──────── Data listing ────────

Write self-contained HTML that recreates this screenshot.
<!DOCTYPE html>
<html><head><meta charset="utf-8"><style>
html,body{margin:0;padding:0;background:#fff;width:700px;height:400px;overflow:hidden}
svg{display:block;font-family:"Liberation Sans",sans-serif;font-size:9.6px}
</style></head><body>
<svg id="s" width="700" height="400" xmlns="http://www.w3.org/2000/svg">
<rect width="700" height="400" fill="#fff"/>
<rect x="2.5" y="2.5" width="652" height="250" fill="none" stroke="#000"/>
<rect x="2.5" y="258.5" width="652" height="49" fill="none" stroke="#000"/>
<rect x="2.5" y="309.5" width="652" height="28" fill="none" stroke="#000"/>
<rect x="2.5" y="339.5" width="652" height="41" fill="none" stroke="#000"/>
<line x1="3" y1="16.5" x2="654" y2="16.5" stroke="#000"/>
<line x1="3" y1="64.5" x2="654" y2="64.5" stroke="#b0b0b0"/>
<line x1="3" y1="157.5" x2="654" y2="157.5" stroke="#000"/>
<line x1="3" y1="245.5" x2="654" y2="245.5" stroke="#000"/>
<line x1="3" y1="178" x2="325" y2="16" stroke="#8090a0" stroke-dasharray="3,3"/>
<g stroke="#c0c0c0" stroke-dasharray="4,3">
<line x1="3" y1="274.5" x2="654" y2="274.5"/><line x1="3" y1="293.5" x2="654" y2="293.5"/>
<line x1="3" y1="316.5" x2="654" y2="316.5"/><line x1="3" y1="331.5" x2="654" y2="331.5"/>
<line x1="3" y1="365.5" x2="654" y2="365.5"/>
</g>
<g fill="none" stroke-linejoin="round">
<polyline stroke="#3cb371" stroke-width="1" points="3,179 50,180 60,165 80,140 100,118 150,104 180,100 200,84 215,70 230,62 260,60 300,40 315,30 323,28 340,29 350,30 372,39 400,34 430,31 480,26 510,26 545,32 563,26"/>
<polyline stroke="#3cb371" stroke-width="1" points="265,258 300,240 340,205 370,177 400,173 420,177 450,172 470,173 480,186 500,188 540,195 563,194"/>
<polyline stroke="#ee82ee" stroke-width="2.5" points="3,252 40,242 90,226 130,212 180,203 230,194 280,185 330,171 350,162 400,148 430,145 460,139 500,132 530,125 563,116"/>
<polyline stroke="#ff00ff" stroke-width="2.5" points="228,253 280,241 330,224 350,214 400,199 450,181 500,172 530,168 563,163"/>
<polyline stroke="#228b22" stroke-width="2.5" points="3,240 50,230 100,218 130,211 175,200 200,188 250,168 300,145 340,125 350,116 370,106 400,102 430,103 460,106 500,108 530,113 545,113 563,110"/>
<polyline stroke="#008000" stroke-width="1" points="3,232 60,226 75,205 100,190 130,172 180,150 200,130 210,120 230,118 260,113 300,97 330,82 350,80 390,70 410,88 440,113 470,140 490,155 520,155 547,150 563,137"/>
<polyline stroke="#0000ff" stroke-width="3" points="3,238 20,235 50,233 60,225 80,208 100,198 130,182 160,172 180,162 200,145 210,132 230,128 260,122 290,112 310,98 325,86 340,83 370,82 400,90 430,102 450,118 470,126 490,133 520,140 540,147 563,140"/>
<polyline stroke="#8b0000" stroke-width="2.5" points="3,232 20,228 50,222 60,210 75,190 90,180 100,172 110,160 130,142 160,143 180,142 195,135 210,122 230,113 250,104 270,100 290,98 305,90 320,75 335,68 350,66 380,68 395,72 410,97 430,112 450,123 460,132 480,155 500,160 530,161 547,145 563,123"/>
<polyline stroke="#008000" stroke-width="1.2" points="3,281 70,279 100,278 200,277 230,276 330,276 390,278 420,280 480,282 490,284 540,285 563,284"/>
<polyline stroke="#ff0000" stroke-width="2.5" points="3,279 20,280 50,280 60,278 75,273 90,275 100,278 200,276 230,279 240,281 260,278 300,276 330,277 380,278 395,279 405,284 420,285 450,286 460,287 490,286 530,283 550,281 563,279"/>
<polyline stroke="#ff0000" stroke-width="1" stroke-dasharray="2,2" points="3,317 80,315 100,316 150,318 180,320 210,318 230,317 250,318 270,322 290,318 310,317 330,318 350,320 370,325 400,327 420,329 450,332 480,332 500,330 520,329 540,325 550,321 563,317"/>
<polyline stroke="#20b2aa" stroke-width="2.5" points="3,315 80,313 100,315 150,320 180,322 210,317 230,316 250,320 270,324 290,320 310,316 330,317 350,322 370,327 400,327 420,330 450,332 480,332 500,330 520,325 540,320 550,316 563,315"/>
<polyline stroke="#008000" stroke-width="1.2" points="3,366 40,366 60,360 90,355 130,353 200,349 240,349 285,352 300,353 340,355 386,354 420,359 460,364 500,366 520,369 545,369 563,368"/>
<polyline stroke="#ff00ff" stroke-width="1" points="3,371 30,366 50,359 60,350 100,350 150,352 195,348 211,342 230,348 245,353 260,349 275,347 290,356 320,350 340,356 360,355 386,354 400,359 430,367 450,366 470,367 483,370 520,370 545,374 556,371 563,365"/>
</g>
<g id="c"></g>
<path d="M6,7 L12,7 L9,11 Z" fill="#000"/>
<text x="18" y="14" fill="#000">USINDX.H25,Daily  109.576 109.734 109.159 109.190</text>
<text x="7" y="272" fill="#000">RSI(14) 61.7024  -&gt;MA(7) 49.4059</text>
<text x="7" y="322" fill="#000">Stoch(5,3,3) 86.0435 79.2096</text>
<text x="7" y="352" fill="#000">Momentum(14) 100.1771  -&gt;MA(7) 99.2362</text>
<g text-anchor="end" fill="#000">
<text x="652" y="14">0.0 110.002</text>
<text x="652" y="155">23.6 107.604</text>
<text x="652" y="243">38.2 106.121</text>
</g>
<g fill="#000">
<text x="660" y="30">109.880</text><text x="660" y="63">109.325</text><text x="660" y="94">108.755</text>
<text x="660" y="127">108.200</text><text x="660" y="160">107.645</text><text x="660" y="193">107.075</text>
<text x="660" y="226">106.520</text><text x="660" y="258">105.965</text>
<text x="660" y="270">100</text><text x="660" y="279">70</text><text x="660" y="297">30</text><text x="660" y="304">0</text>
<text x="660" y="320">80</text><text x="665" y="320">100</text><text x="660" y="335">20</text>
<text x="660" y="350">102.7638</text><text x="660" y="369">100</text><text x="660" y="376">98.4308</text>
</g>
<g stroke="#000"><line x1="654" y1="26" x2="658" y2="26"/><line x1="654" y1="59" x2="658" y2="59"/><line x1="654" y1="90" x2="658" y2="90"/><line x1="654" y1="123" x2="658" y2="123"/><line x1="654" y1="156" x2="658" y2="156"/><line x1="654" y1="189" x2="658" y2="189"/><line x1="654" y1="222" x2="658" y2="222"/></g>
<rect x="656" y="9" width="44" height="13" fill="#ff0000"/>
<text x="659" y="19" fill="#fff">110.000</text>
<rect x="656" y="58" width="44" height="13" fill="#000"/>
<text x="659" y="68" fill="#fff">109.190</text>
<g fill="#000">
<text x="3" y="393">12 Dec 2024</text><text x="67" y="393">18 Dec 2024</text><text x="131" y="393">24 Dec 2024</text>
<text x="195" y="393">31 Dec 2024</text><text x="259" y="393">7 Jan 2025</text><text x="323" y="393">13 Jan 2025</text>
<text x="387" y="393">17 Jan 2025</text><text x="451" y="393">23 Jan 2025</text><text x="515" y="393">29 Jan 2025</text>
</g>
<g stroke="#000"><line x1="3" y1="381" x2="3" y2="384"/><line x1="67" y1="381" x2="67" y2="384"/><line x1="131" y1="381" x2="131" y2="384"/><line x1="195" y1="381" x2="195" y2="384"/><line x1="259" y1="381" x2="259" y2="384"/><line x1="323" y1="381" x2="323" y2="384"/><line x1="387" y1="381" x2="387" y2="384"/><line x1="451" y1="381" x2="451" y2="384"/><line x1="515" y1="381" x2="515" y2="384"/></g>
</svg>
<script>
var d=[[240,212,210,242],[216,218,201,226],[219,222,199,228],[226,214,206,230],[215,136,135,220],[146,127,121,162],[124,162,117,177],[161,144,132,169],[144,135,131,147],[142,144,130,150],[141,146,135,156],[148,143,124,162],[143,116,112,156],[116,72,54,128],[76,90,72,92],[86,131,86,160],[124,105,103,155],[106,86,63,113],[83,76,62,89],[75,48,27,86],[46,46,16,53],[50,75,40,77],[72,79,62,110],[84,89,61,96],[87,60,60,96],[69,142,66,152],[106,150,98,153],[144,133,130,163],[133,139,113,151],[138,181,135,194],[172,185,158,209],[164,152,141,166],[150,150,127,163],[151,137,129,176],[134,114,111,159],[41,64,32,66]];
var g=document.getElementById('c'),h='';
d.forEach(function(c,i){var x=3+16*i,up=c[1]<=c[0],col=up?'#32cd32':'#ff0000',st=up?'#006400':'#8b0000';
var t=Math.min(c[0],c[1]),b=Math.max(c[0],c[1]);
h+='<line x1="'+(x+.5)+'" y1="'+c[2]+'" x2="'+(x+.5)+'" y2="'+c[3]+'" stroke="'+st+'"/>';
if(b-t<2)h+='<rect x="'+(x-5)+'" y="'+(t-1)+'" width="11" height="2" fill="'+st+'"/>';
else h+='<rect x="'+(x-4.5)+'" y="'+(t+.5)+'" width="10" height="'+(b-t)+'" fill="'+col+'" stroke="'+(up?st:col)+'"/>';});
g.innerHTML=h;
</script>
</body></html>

────────
──────── Data listing ────────

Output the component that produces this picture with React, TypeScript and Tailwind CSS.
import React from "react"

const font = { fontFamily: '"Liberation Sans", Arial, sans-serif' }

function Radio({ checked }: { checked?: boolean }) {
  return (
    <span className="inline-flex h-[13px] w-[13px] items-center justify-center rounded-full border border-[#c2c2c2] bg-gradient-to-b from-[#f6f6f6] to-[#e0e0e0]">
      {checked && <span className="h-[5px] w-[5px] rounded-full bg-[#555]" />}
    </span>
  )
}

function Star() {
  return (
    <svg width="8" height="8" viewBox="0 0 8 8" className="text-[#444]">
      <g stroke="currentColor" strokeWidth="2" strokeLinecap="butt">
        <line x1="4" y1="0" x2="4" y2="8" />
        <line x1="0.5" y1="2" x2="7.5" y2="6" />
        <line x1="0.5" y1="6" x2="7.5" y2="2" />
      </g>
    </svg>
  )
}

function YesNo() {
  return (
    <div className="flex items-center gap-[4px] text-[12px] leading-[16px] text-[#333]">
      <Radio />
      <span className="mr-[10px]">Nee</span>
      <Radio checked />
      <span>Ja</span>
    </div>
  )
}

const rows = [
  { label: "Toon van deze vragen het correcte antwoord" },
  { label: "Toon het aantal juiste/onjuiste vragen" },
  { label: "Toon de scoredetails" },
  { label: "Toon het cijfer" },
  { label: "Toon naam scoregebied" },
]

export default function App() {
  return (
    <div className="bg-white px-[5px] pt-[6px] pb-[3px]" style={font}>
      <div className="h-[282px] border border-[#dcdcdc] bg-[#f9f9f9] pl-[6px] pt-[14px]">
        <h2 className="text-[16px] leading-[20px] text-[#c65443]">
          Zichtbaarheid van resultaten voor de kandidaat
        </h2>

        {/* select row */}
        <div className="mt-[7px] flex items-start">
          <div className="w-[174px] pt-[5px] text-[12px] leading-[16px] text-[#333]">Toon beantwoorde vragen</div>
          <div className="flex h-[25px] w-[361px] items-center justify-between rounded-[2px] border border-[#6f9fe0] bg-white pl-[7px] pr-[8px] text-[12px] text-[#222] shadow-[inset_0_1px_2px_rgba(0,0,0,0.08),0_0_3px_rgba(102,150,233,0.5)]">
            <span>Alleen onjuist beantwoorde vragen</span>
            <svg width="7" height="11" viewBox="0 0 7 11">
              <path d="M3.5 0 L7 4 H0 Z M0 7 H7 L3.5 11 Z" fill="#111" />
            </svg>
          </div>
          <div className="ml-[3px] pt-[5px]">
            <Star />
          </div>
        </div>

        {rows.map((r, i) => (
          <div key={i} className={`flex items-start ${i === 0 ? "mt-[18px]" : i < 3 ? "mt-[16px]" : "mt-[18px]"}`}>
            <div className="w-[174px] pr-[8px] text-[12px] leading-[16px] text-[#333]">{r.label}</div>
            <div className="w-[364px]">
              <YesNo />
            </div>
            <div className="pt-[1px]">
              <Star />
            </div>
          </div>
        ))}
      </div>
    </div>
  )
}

────────
──────── Data listing ────────

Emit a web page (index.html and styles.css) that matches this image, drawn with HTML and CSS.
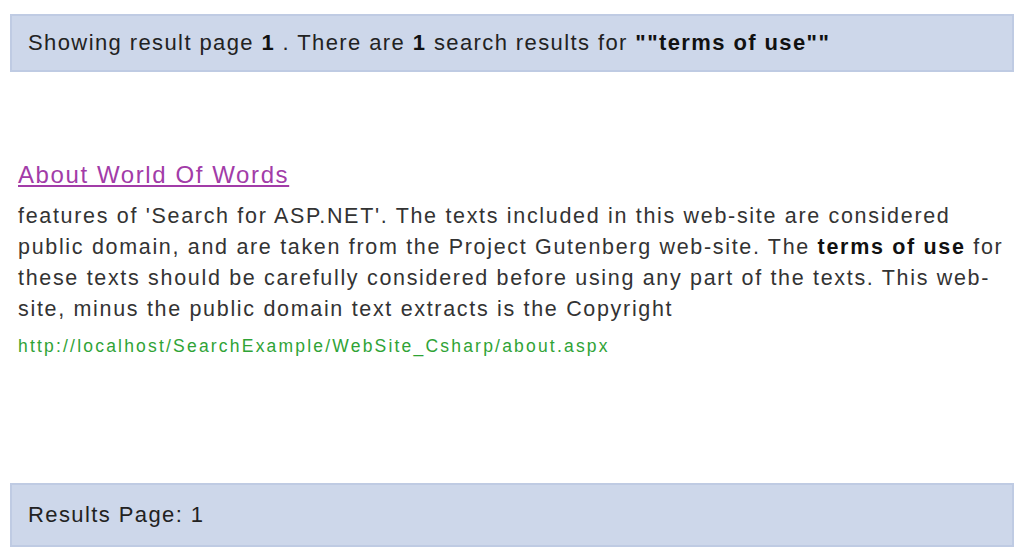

────────

Problem to work on.
In the listing above, find each line with the word "that" and copy it.

Written solution.
Write self-contained HTML that recreates this screenshot.
Output the component that produces this picture with React, TypeScript and Tailwind CSS.
Emit a web page (index.html and styles.css) that matches this image, drawn with HTML and CSS.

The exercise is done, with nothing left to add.